The first key stage of every hardware design is to capture all technical requirements of the product. This procedure involves the evaluation of all aspects of the hardware design including (not limited to) circuit analysis, system design/integration considerations, test and acceptance criteria, as well as recognising any applicable electrical/mechanical constraints. As a result of this exercise, we produce a fully detailed project specification document which is agreed on and signed off by all parties. This document provides the foundation for subsequent development stages.

The next stage is the initial set up of the project in our CAD environment. We run hardware development in two weekly sprints and we operate a fully agile development model. All our designs are created using the latest version of Altium Designer. Component selection is undertaken making sure that performance, mechanical, design-for-manufacture and compliance requirements are met (e.g. RoHS, AECQ, EMC/EMI).  Additionally, other key factors such as component availability, cost and longevity are considered. Component symbols and footprints are created and managed in our library using Altium Concord Pro which offers real-time sourcing information and component obsolescence management. We pride ourselves in our processes supporting design for manufacture and design for profitability.

The schematics are captured in the next phase. For complex applications we use hierarchical schematic design to avoid duplication of effort. We follow constraint driven principles to maximise the level of detail captured during circuit design, for example defining controlled impedance and length matching rules. Schematics are drawn to IPC-2611 guidelines, version controlled in Altium Concord Pro and all designs are peer reviewed internally before release. Optionally the client has an opportunity to review them before proceeding with component placement and routing.

Schematic capture is followed by component placement to verify mechanical constraints are met and to enable a preliminary 3D PCB assembly model to be generated for approval. Once reviewed, the layout is routed following IPC-2221B guidance and verified against design rules configured within Altium. Manufacturing data is then generated including Gerber/ODB++ files, bill of materials and fabrication/assembly drawings.
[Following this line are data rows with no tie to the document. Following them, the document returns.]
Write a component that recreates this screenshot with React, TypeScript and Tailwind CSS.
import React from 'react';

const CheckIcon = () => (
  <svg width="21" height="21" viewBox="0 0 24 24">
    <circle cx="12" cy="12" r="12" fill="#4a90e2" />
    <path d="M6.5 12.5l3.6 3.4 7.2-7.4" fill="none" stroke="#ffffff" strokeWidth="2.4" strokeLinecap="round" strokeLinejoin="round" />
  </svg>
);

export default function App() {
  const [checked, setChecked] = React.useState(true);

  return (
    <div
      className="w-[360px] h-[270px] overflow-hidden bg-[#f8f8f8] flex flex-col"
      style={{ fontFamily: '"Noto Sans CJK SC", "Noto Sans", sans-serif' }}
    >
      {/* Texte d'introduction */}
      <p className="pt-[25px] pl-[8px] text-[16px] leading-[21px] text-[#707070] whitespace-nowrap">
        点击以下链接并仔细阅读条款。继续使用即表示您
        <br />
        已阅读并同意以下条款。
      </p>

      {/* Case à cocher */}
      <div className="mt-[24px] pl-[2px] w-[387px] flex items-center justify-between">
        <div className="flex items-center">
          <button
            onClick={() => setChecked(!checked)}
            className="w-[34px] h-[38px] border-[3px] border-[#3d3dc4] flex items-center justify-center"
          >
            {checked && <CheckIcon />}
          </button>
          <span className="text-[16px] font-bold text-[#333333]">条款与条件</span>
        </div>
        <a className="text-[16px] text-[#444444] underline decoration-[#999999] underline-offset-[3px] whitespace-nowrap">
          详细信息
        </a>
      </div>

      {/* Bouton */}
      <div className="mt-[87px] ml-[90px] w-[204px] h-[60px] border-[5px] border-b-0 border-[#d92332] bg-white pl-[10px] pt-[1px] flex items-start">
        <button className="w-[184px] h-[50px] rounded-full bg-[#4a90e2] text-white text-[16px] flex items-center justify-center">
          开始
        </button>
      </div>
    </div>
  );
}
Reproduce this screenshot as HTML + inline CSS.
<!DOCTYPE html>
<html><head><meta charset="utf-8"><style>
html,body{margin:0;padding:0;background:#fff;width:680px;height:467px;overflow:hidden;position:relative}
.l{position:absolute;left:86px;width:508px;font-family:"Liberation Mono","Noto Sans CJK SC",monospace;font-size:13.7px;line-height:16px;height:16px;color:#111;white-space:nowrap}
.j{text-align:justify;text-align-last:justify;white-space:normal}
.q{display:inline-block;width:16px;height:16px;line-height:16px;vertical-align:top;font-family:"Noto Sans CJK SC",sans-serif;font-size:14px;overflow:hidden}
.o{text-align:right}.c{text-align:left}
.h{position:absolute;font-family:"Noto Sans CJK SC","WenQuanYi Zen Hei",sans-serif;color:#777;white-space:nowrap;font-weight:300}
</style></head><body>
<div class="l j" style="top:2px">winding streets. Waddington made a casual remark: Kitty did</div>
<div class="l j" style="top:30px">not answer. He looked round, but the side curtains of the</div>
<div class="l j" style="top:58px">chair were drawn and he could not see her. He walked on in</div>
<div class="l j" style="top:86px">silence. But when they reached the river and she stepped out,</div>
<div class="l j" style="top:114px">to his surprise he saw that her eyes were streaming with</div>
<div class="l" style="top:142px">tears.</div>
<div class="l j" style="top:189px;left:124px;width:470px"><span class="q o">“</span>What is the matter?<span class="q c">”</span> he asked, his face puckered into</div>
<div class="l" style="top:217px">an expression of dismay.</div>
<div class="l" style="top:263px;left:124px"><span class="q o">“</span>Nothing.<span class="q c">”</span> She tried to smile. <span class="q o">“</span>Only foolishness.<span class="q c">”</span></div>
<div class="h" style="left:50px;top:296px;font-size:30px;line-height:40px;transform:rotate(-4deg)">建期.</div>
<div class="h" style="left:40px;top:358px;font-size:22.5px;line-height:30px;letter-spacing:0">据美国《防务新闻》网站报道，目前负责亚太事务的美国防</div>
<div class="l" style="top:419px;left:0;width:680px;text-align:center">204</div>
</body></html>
Throughout the mechanical electronic design, we work closely with our own mechanical / industrial enclosure design resource or collaborate with your identified resource to ensure the keep clear is observed and to clarify size, shape, mountings and the potential thermal performance of your design in its intended mechanical integration or enclosure. This ensures everything comes together in the first article build.  We use Solidworks as the interface with Altium is particularly well evolved but can also collaborate with numerous other packages using .STP solid models and well defined keep clears to verify the mechanical implementation before any electronic or enclosure hardware is produced.
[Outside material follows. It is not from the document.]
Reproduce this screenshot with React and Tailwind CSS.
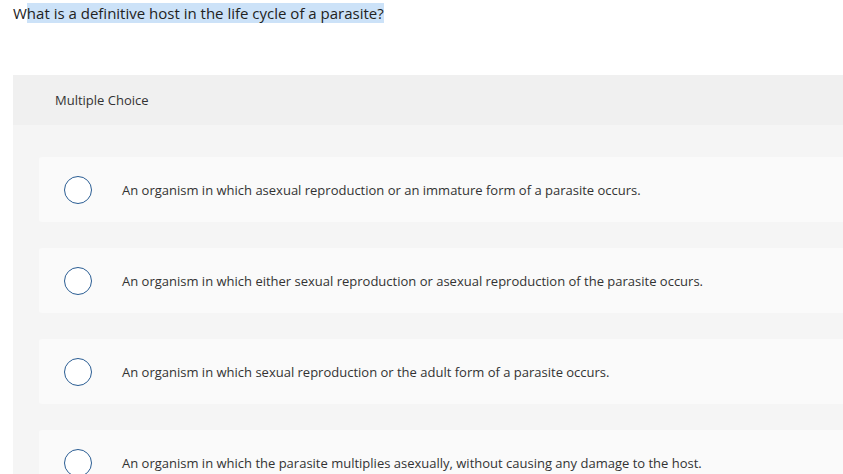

To facilitate testing and to provide a platform for final firmware development/verification, two or more prototypes of the design will then be manufactured. A formal test phase is then completed and depending on the project will go to different levels of verification and validation against the specification. After meeting the test and acceptance criteria, defined in the project specification, a project completion document is generated and signed off by the client.

We can then act as the material expert on your behalf to undertake UKSA, CE, FCC, RED etc lab testing, preparing equipment and attending the lab on your behalf to ensure the new product meets the constraints of any identified standard, certification or notified body requirement.  These standards are identified in the specification stage and the product is designed to meet them from first principles. 

Before committing to full scale production, we always recommend manufacturing a representative pre-production batch of prototypes to identify and eradicate any assembly/repeatability issues.

If required, we are able to compile and accommodate end-of-line testing procedures (e.g. flying probe, bed of nails, in-circuit programming) to ensure all hardware produced is robust and ready for deployment. We consider the requirements of the volume manufacture of the product from the very start of the design process.